If they're genuinely intelligent, it does not involve the supernatural.

If you had to make a case for religion-one positive, if minor, thing religion has done--what would it be?

...I really don't think I can think of anything; I really can't.

What I hope for is a world ruled by enlightened rationality

And "rational", of course, is what Prof. Dawkins considers as such. I know a bit about rationality, after all I study at a place that is called The Center for the Study of Rationality. Let me tell you: first of all, there is a debate on what exactly "rational" means. There is, for example, personal, egoistic rationality. On the other hand there exist cooperative rationality among various groups. There could be short-term or long term rationality. There is full rationality or bounded (heuristic) rationality. There is deterministic rationality or rationality under uncertainty. And more.
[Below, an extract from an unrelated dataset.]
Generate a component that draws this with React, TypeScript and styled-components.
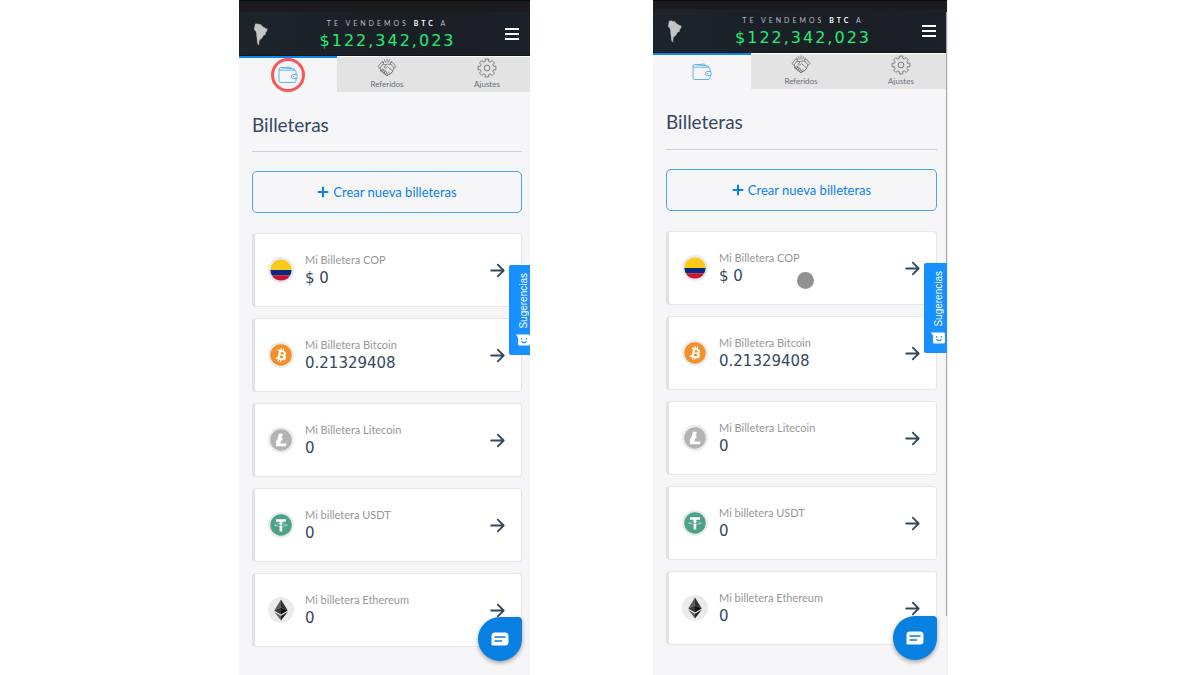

There are about only two things people more or less agree upon: (1) egoistic deterministic short-term rationality (like, it is irrational to wait for a bus at a place where you know full well it does not go) (2) full long-term rationality under uncertainty is infeasible, and therefore people have to rely on heuristics (quick and dirty solutions that work most of the time in most of the cases). Those heuristics are so deeply entrenched in human psyche that often lead to contradictions even in short-term decision-making (usually non-deterministic). There are really facinating examples (I'll try to find and post some) of such contradictions. When confronted with the results, some people change their minds in one of the cases, some do not understand that there is a contradiction, and there are some that understand the contradiction, but stand by their decisions - they are just hard-wired that way.

So if there is no agreement on what "rational" is, and people, by their first nature, are irrational, the words "enlightened rationality" become just that - empty words. Nothing more than a nicely-sounding slogan for militant atheists.

By the way, there is a school of thought that tries to explain social phenomena (and religion is certainly one of the biggies) as a product of social evolution. In other words, if a phenomenon exists, it must be somehow good under the existing circumstances for the mankind (it does not mean that the result is optimal, it just means that the system in an equilibrium).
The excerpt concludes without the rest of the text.